Conclusion on Liquidation Rights
The court ultimately affirmed the decision of the BAP, concluding that Shearson was within its rights to liquidate Weisberg's securities without securing relief from the automatic stay. The court emphasized the importance of the mutual obligations established by the Client Agreement and the classification of the agreement as a securities contract. It recognized that the nature of the margin loan and the requirement for maintaining a 35% equity ratio necessitated the ability to liquidate securities promptly in response to margin calls. The court clarified that the understanding of mutual debts and the context of securities transactions warranted an exception to the automatic stay provisions. By affirming the BAP's ruling, the court reinforced the notion that the protections afforded under Section 362(b)(6) were essential for the functioning of the securities market. Therefore, the court's ruling upheld Shearson's actions as consistent with the provisions of the Bankruptcy Code and aligned with the legislative intent behind the automatic stay exemptions.
Sanctions Consideration
In addition to the main issue, the court addressed the imposition of sanctions against the trustee for filing the complaint against Shearson. The BAP had determined it lacked jurisdiction to review the sanctions because the trustee had opted for a settlement arrangement rather than seeking a formal court order. The court agreed with the BAP, noting that the bankruptcy court had made it clear that any sanctions paid under the settlement would not be subject to appeal. Consequently, the trustee's choice to pursue a settlement meant that no reviewable order existed for the BAP or the appellate court.
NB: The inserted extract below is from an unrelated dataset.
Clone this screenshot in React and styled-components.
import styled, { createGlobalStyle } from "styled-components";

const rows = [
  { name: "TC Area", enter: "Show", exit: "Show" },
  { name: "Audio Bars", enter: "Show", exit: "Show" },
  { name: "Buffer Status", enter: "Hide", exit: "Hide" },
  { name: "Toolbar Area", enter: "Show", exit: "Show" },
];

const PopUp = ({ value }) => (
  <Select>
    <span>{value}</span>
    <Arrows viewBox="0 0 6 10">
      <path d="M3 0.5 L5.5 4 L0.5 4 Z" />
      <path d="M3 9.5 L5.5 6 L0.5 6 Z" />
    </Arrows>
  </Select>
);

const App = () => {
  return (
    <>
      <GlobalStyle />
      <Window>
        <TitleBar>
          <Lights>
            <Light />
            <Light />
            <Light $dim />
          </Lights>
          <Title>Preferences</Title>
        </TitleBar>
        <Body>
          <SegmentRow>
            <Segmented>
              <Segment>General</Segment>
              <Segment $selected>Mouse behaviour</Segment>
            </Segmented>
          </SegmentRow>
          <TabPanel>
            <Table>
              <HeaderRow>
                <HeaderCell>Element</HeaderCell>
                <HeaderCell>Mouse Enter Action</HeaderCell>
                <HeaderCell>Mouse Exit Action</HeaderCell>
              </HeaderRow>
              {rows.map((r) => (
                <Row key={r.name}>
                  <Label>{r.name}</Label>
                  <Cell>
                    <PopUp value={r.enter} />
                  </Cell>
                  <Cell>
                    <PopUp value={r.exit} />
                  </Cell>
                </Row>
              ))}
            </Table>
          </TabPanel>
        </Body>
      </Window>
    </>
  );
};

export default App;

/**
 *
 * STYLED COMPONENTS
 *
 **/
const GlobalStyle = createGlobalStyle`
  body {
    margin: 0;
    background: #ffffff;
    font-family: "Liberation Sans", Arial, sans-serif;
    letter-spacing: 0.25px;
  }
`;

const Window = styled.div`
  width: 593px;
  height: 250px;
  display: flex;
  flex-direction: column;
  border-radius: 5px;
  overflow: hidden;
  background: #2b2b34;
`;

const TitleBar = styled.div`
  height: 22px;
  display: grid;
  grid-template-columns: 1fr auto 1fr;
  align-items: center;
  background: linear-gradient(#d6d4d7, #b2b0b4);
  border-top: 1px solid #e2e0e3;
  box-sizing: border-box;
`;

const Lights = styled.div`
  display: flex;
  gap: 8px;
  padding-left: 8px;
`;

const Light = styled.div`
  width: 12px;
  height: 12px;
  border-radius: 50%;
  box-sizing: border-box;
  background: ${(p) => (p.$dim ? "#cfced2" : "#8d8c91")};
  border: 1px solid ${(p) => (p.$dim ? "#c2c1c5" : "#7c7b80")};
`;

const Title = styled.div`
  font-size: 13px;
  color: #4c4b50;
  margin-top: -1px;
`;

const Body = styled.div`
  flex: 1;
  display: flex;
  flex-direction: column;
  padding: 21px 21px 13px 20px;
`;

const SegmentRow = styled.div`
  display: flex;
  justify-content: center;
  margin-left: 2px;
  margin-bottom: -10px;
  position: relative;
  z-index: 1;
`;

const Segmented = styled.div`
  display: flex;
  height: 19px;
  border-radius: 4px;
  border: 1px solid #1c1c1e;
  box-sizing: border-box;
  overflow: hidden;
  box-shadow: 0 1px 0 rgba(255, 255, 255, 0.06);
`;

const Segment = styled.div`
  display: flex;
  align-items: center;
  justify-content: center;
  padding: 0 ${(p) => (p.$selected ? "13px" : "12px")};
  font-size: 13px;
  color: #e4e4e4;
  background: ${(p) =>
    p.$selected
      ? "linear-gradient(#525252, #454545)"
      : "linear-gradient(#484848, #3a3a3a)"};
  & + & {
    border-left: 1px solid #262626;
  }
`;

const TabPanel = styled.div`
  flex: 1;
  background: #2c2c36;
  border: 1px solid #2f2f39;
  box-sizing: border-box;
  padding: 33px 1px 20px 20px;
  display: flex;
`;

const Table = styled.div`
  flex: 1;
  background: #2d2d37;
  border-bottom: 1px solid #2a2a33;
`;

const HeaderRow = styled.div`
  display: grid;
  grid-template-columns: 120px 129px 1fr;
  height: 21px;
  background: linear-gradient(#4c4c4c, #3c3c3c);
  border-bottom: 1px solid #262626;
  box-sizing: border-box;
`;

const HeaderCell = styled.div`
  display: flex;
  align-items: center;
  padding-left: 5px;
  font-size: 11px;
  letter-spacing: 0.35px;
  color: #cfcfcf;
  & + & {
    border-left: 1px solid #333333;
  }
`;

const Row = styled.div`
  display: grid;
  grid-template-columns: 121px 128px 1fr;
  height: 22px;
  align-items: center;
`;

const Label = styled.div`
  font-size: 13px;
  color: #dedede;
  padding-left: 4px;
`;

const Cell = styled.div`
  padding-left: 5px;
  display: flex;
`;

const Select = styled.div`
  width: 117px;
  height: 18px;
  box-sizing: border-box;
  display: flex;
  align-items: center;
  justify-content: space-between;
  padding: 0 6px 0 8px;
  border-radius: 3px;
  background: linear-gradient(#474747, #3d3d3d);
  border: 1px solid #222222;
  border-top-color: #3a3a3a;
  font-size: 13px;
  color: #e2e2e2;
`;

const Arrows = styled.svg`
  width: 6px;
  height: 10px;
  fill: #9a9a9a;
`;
However, the court also examined the additional sanctions imposed on the trustee for filing a motion to amend the summary judgment order. It found that this motion was not frivolous, as the trustee sought to create an appealable issue regarding the prior sanctions. The court reversed the bankruptcy court's additional sanctions against the trustee, emphasizing that the attempt to clarify the proceedings was reasonable. Each party was instructed to bear its own costs on appeal, reflecting the court's nuanced approach to the sanctions issue.